**Stored rows:**
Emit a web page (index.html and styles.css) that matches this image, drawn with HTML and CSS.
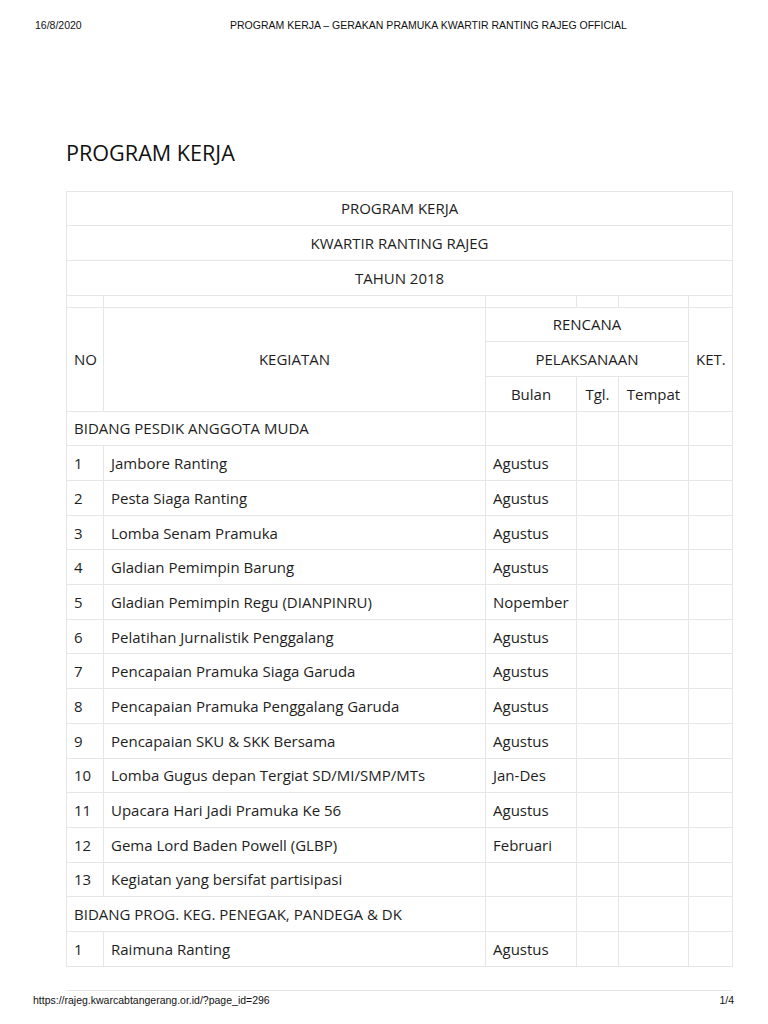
FILE: index.html
```html
<!DOCTYPE html>
<html lang="id">
<head>
<meta charset="utf-8">
<title>PROGRAM KERJA – GERAKAN PRAMUKA KWARTIR RANTING RAJEG OFFICIAL</title>
<link rel="stylesheet" href="styles.css">
</head>
<body>
<div class="page">
  <header class="print-head">
    <span class="print-date">16/8/2020</span>
    <span class="print-title">PROGRAM KERJA – GERAKAN PRAMUKA KWARTIR RANTING RAJEG OFFICIAL</span>
  </header>

  <main class="content">
    <h1 class="page-title">PROGRAM KERJA</h1>
    <table class="prog">
      <colgroup>
        <col class="c-no"><col class="c-keg"><col class="c-bulan"><col class="c-tgl"><col class="c-tempat"><col class="c-ket">
      </colgroup>
      <tbody>
        <tr><td colspan="6" class="center">PROGRAM KERJA</td></tr>
        <tr><td colspan="6" class="center">KWARTIR RANTING RAJEG</td></tr>
        <tr><td colspan="6" class="center">TAHUN 2018</td></tr>
        <tr class="spacer"><td></td><td></td><td></td><td></td><td></td><td></td></tr>
        <tr>
          <td rowspan="3">NO</td>
          <td rowspan="3" class="center">KEGIATAN</td>
          <td colspan="3" class="center">RENCANA</td>
          <td rowspan="3">KET.</td>
        </tr>
        <tr><td colspan="3" class="center">PELAKSANAAN</td></tr>
        <tr><td class="center">Bulan</td><td class="center">Tgl.</td><td class="center">Tempat</td></tr>
        <tr><td colspan="2">BIDANG PESDIK ANGGOTA MUDA</td><td></td><td></td><td></td><td></td></tr>
        <tr><td>1</td><td>Jambore Ranting</td><td>Agustus</td><td></td><td></td><td></td></tr>
        <tr><td>2</td><td>Pesta Siaga Ranting</td><td>Agustus</td><td></td><td></td><td></td></tr>
        <tr><td>3</td><td>Lomba Senam Pramuka</td><td>Agustus</td><td></td><td></td><td></td></tr>
        <tr><td>4</td><td>Gladian Pemimpin Barung</td><td>Agustus</td><td></td><td></td><td></td></tr>
        <tr><td>5</td><td>Gladian Pemimpin Regu (DIANPINRU)</td><td>Nopember</td><td></td><td></td><td></td></tr>
        <tr><td>6</td><td>Pelatihan Jurnalistik Penggalang</td><td>Agustus</td><td></td><td></td><td></td></tr>
        <tr><td>7</td><td>Pencapaian Pramuka Siaga Garuda</td><td>Agustus</td><td></td><td></td><td></td></tr>
        <tr><td>8</td><td>Pencapaian Pramuka Penggalang Garuda</td><td>Agustus</td><td></td><td></td><td></td></tr>
        <tr><td>9</td><td>Pencapaian SKU &amp; SKK Bersama</td><td>Agustus</td><td></td><td></td><td></td></tr>
        <tr><td>10</td><td>Lomba Gugus depan Tergiat SD/MI/SMP/MTs</td><td>Jan-Des</td><td></td><td></td><td></td></tr>
        <tr><td>11</td><td>Upacara Hari Jadi Pramuka Ke 56</td><td>Agustus</td><td></td><td></td><td></td></tr>
        <tr><td>12</td><td>Gema Lord Baden Powell (GLBP)</td><td>Februari</td><td></td><td></td><td></td></tr>
        <tr><td>13</td><td>Kegiatan yang bersifat partisipasi</td><td></td><td></td><td></td><td></td></tr>
        <tr><td colspan="2">BIDANG PROG. KEG. PENEGAK, PANDEGA &amp; DK</td><td></td><td></td><td></td><td></td></tr>
        <tr><td>1</td><td>Raimuna Ranting</td><td>Agustus</td><td></td><td></td><td></td></tr>
      </tbody>
    </table>
  </main>

  <footer class="print-foot">
    <div class="foot-rule"></div>
    <div class="foot-line">
      <span class="foot-url">https://rajeg.kwarcabtangerang.or.id/?page_id=296</span>
      <span class="foot-page">1/4</span>
    </div>
  </footer>
</div>
</body>
</html>
```

FILE: styles.css
```css
html, body {
  margin: 0;
  padding: 0;
  background: #ffffff;
}

.page {
  width: 768px;
  height: 1024px;
  display: flex;
  flex-direction: column;
  overflow: hidden;
}

.print-head {
  display: flex;
  align-items: center;
  padding: 18px 0 0 35px;
  height: 13px;
  font-family: "Liberation Sans", Arial, sans-serif;
  font-size: 10.5px;
  color: #111;
}

.print-date {
  width: 195px;
}

.print-title {
  white-space: nowrap;
}

.content {
  flex: 1;
  padding: 0 36px 0 66px;
  font-family: "Open Sans", "Noto Sans", sans-serif;
  color: #222;
}

.page-title {
  margin: 107px 0 0;
  font-size: 21.6px;
  font-weight: 400;
  line-height: 30px;
  color: #111;
}

.prog {
  margin-top: 22.5px;
  width: 666px;
  border-collapse: collapse;
  table-layout: fixed;
  font-size: 15px;
  color: #1e1e1e;
}

.c-no { width: 37px; }
.c-keg { width: 382px; }
.c-bulan { width: 91px; }
.c-tgl { width: 42px; }
.c-tempat { width: 70px; }
.c-ket { width: 44px; }

.prog td {
  border: 1px solid #e6e6e6;
  height: 33.7px;
  padding: 0 0 0 7px;
  vertical-align: middle;
  white-space: nowrap;
  line-height: 20px;
}

.prog td.center {
  text-align: center;
  padding: 0;
}

.prog tr.spacer td {
  height: 11px;
  padding: 0;
}

.print-foot {
  height: 34px;
  font-family: "Liberation Sans", Arial, sans-serif;
  font-size: 10.5px;
  color: #111;
}

.foot-rule {
  margin: 0 36px 0 66px;
  border-top: 1px solid #e6e6e6;
}

.foot-line {
  display: flex;
  justify-content: space-between;
  padding: 3px 34px 0 33px;
}
```
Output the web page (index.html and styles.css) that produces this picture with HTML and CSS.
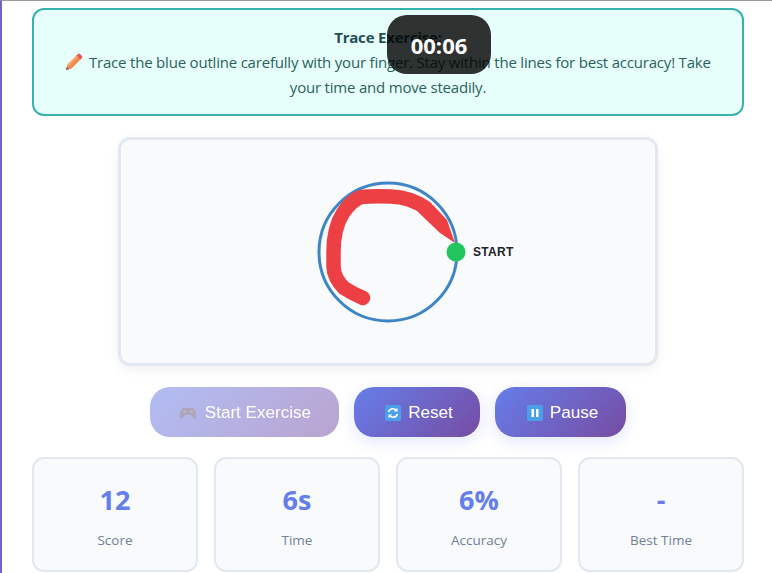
FILE: index.html
```html
<!DOCTYPE html>
<html lang="en">
<head>
<meta charset="utf-8">
<title>Trace Exercise</title>
<link rel="stylesheet" href="styles.css">
</head>
<body>
<main class="page">
  <section class="notice">
    <strong class="notice-title">Trace Exercise:</strong>
    <p class="notice-text"><svg class="pencil" viewBox="0 0 18 18" aria-hidden="true"><path d="M1 17l1.500-5.500L12 2l4 4-9.500 9.500z" fill="#f0894f"/><path d="M2.500 11.500L12 2l1.500 1.500L4 13z" fill="#f7a871"/><path d="M11.500 2.500l1.500-1.500a1.500 1.500 0 0 1 2 0l2 2a1.500 1.500 0 0 1 0 2l-1.500 1.500z" fill="#e8565c"/><path d="M1 17l.8-3 2.200 2.200z" fill="#6b5a4e"/></svg> Trace the blue outline carefully with your finger. Stay within the lines for best accuracy! Take your time and move steadily.</p>
  </section>
  <div class="timer">00:06</div>

  <section class="board">
    <svg class="drawing" viewBox="0 0 534 223" aria-label="Tracing canvas">
      <circle class="outline" cx="267" cy="112" r="69"/>
      <g class="trace">
        <path class="taper" d="M334 103 L326 80 L312 65 L297 72 L319 93 Z"/>
        <path class="full" d="M305 68 C296 62 285 57 270 56.500 C258 56 248 56 240 57 C231 60 226 67 222 73 C215 84 212.500 97 212.500 112 L212.500 127 C213 137 219 144 223 148 C229 152 235 155 242 158"/>
      </g>
      <circle class="start-dot" cx="335" cy="112" r="9.500"/>
      <text class="start-label" x="352" y="116">START</text>
    </svg>
  </section>

  <nav class="actions">
    <button class="btn btn-disabled" type="button">
      <svg class="icon icon-game" viewBox="0 0 18 18" aria-hidden="true"><path d="M5 4h8c2.500 0 3.500 2 4 5.500.4 3 .2 5-1.200 5-1.500 0-2.300-2.500-3.800-3.500H6c-1.500 1-2.300 3.500-3.800 3.500C.8 14.500.6 12.500 1 9.500 1.500 6 2.500 4 5 4z" fill="#5f4f78"/><circle cx="5.500" cy="7.500" r="1.300" fill="#8d7a9e"/><circle cx="12.500" cy="7.500" r="1.300" fill="#8d7a9e"/></svg>
      Start Exercise
    </button>
    <button class="btn" type="button">
      <svg class="icon" viewBox="0 0 16 16" aria-hidden="true"><rect width="16" height="16" rx="1.500" fill="#4a9fe8"/><path d="M3.500 7a4.600 4.600 0 0 1 8-1.500M12.500 9a4.600 4.600 0 0 1-8 1.500" fill="none" stroke="#fff" stroke-width="1.700"/><path d="M12.500 2.800v3.700H8.800zM3.500 13.200V9.500h3.700z" fill="#fff"/></svg>
      Reset
    </button>
    <button class="btn" type="button">
      <svg class="icon" viewBox="0 0 16 16" aria-hidden="true"><rect width="16" height="16" rx="1.500" fill="#4a9fe8"/><rect x="4.500" y="4" width="2.500" height="8" fill="#fff"/><rect x="9" y="4" width="2.500" height="8" fill="#fff"/></svg>
      Pause
    </button>
  </nav>

  <section class="stats">
    <div class="stat"><div class="stat-value">12</div><div class="stat-label">Score</div></div>
    <div class="stat"><div class="stat-value">6s</div><div class="stat-label">Time</div></div>
    <div class="stat"><div class="stat-value">6%</div><div class="stat-label">Accuracy</div></div>
    <div class="stat"><div class="stat-value">-</div><div class="stat-label">Best Time</div></div>
  </section>
</main>
</body>
</html>
```
FILE: styles.css
```css
* { box-sizing: border-box; }

html, body { height: 100%; }

body {
  margin: 0;
  overflow: hidden;
  background: #fff;
  border-top: 1px solid #9b9b9b;
  border-left: 2px solid #6f66c4;
  font-family: "Open Sans", "Noto Sans", sans-serif;
}

.page {
  position: relative;
  padding: 7px 28px 0 30px;
  display: flex;
  flex-direction: column;
}

.notice {
  height: 108px;
  padding: 15px 15px 0;
  background: #e6fffa;
  border: 2px solid #38b2ac;
  border-radius: 12px;
  text-align: center;
  font-size: 15px;
  letter-spacing: -.2px;
  line-height: 25px;
  color: #2c5f5d;
}

.notice-title {
  display: block;
  color: #234e52;
  font-weight: 700;
}

.notice-text { margin: 0; }

.pencil {
  width: 18px;
  height: 18px;
  vertical-align: -3px;
  margin-right: 2px;
}

.timer {
  position: absolute;
  top: 14px;
  left: 385px;
  width: 104px;
  height: 59px;
  display: flex;
  align-items: center;
  justify-content: center;
  background: rgba(0, 0, 0, .8);
  border-radius: 20px;
  color: #fff;
  font-size: 22px;
  font-weight: 700;
}

.board {
  align-self: center;
  width: 540px;
  height: 229px;
  margin-top: 21px;
  background: #f8fafc;
  border: 3px solid #e2e8f0;
  border-radius: 12px;
  box-shadow: 0 4px 12px rgba(0, 0, 0, .06);
}

.drawing {
  display: block;
  width: 534px;
  height: 223px;
}

.outline {
  fill: none;
  stroke: #3d85c6;
  stroke-width: 3;
}

.trace {
  fill: none;
  stroke: #ec4044;
  stroke-linecap: round;
  stroke-linejoin: round;
  filter: blur(.6px);
}

.taper {
  fill: #ec4044;
  stroke: none;
}

.full { stroke-width: 14.500; }

.start-dot { fill: #22c55e; }

.start-label {
  font-family: "Liberation Sans", Arial, sans-serif;
  font-size: 12px;
  font-weight: 700;
  letter-spacing: .3px;
  fill: #1f2328;
}

.actions {
  display: flex;
  justify-content: center;
  gap: 15px;
  margin-top: 21px;
}

.btn {
  height: 50px;
  padding: 1px 27.500px 0;
  display: flex;
  align-items: center;
  gap: 7px;
  border: 0;
  border-radius: 20px;
  background: linear-gradient(135deg, #667eea, #764ba2);
  box-shadow: 0 4px 15px rgba(102, 126, 234, .2);
  color: #fff;
  font-family: "Liberation Sans", Arial, sans-serif;
  font-size: 17.100px;
}

.btn-disabled {
  opacity: .5;
  box-shadow: none;
}

.icon {
  width: 16px;
  height: 16px;
  margin-left: 4px;
  flex: none;
}

.icon-game {
  width: 18px;
  height: 18px;
  margin-left: 1px;
  margin-right: 1px;
}

.stats {
  display: grid;
  grid-template-columns: repeat(4, 1fr);
  gap: 16px;
  margin-top: 20px;
}

.stat {
  height: 115px;
  padding-top: 20px;
  background: #f8fafc;
  border: 2px solid #e2e8f0;
  border-radius: 12px;
  text-align: center;
}

.stat-value {
  height: 42px;
  line-height: 42px;
  font-size: 27px;
  font-weight: 700;
  color: #667eea;
}

.stat-label {
  margin-top: 9px;
  font-size: 13.500px;
  line-height: 20px;
  color: #718096;
}
```
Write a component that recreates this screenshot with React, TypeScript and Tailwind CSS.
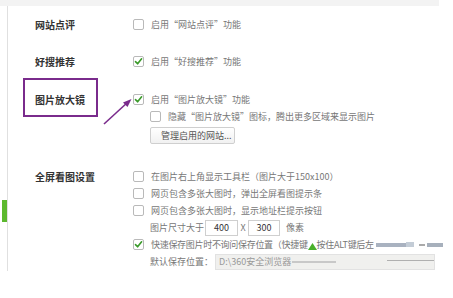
import React from "react";

function Box({ checked = false }: { checked?: boolean }) {
  return (
    <span className="w-[11px] h-[11px] shrink-0 border border-[#b9b9b9] rounded-[2px] bg-white flex items-center justify-center">
      {checked && (
        <svg width="9" height="9" viewBox="0 0 9 9">
          <path d="M1.5 4.6 L3.6 6.8 L7.6 1.8" fill="none" stroke="#3a9a2a" strokeWidth="1.6" strokeLinecap="round" strokeLinejoin="round" />
        </svg>
      )}
    </span>
  );
}

function Opt({ checked = false, children }: { checked?: boolean; children: React.ReactNode }) {
  return (
    <div className="h-[17px] flex items-center gap-[7px] text-[9px] text-[#777] whitespace-nowrap">
      <Box checked={checked} />
      <span>{children}</span>
    </div>
  );
}

function Label({ children }: { children: React.ReactNode }) {
  return (
    <div className="w-[125px] shrink-0 pl-[27px] h-[17px] flex items-center text-[10px] font-semibold text-[#333] whitespace-nowrap">
      {children}
    </div>
  );
}

export default function App() {
  return (
    <div className="w-[453px] h-[298px] bg-white relative overflow-hidden font-['Noto_Sans_CJK_SC','Noto_Sans',sans-serif]">
      <div className="h-[6px] w-[439px] bg-[#f3f3f3]" />
      <div className="flex">
        <div className="w-[7px] shrink-0">
          <div className="mt-[194px] ml-[2px] w-[5px] h-[22px] bg-[#5cb82e]" />
        </div>
        <div className="flex-1 border-l border-[#e0e0e0] flex flex-col">
          {/* 网站点评 */}
          <div className="flex mt-[10px]">
            <Label>网站点评</Label>
            <Opt>启用“网站点评”功能</Opt>
          </div>
          {/* 好搜推荐 */}
          <div className="flex mt-[20px]">
            <Label>好搜推荐</Label>
            <Opt checked>启用“好搜推荐”功能</Opt>
          </div>
          {/* 图片放大镜 */}
          <div className="flex mt-[21px] relative">
            <Label>图片放大镜</Label>
            <div className="flex flex-col">
              <Opt checked>启用“图片放大镜”功能</Opt>
              <div className="pl-[17px]">
                <Opt>隐藏“图片放大镜”图标，腾出更多区域来显示图片</Opt>
                <div className="mt-[2px] w-[85px] h-[17px] border border-[#cfcfcf] rounded-[2px] bg-gradient-to-b from-white to-[#f1f1f1] flex items-center pl-[10px] text-[9px] text-[#555] whitespace-nowrap">
                  管理启用的网站...
                </div>
              </div>
            </div>
            <div className="absolute left-[15px] top-[-13px] w-[75px] h-[39px] border-2 border-[#7a2b8c]" />
            <svg className="absolute left-[94px] top-[5px]" width="32" height="30" viewBox="0 0 32 30">
              <path d="M2 28 L26 6" stroke="#7a2b8c" strokeWidth="1.6" fill="none" />
              <path d="M29.5 3 L21 6.5 L25.5 11 Z" fill="#7a2b8c" />
            </svg>
          </div>
          {/* 全屏看图设置 */}
          <div className="flex mt-[24px]">
            <Label>全屏看图设置</Label>
            <div className="flex flex-col">
              <Opt>在图片右上角显示工具栏（图片大于150x100）</Opt>
              <Opt>网页包含多张大图时，弹出全屏看图提示条</Opt>
              <Opt>网页包含多张大图时，显示地址栏提示按钮</Opt>
              <div className="pl-[17px] h-[17px] flex items-center text-[9px] text-[#777] whitespace-nowrap">
                <span className="w-[55px] shrink-0 overflow-visible">图片尺寸大于</span>
                <span className="w-[33px] h-[16px] shrink-0 border border-[#cfcfcf] bg-white flex items-center justify-center text-[#333]">400</span>
                <span className="w-[10px] shrink-0 text-center">X</span>
                <span className="w-[32px] h-[16px] shrink-0 border border-[#cfcfcf] bg-white flex items-center justify-center text-[#333]">300</span>
                <span className="ml-[6px]">像素</span>
              </div>
              <div className="h-[17px] flex items-center gap-[7px] text-[9px] text-[#777] whitespace-nowrap">
                <Box checked />
                <span className="flex items-center tracking-[-0.3px]">
                  快速保存图片时不询问保存位置（快捷键
                  <svg width="9" height="7" viewBox="0 0 9 7" className="mt-[3px]">
                    <path d="M4.5 0 L9 7 L0 7 Z" fill="#49b02a" />
                  </svg>
                  按住ALT键后左
                  <span className="ml-[2px] w-[30px] h-[4px] bg-[#a9b2c0]" />
                  <span className="w-[8px] h-[5px] bg-[#c3ccd6]" />
                  <span className="ml-[5px] w-[6px] h-[2px] bg-[#aaa]" />
                  <span className="ml-[2px] w-[16px] h-[4px] bg-[#a7b0bc]" />
                </span>
              </div>
              <div className="pl-[17px] h-[18px] flex items-center text-[9px] text-[#777] whitespace-nowrap">
                <span className="w-[65px] shrink-0">默认保存位置：</span>
                <span className="w-[220px] h-[16px] border border-[#e2e2e2] bg-[#f0f0ee] flex items-center pl-[3px] text-[#999] relative">
                  D:\360安全浏览器
                  <span className="ml-[1px] w-[48px] h-[2px] bg-[#c8c8c8]" />
                  <span className="ml-[51px] w-[51px] h-[1px] bg-[#b0b0b0] mt-[-4px]" />
                </span>
              </div>
            </div>
          </div>
        </div>
      </div>
    </div>
  );
}
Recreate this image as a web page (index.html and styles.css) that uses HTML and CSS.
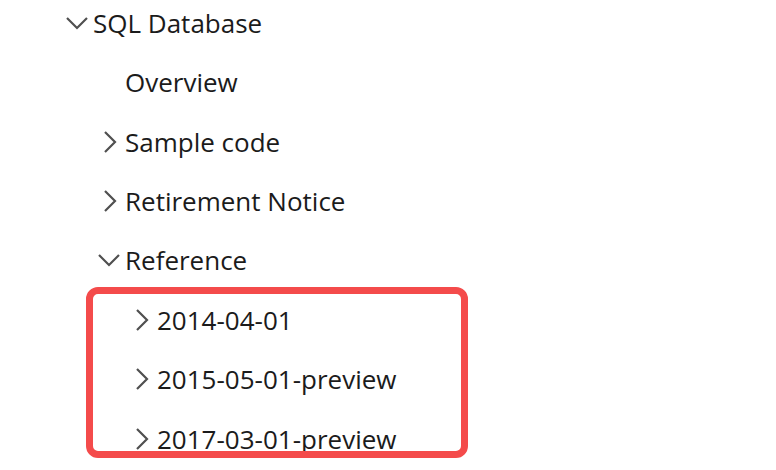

**Brief:**
Output exactly the lines above, from the line with "Write a component" to the line with "import React from", both included; skip the pictures.

**Exercise result:**
Write a component that recreates this screenshot with React, TypeScript and Tailwind CSS.
import React from "react";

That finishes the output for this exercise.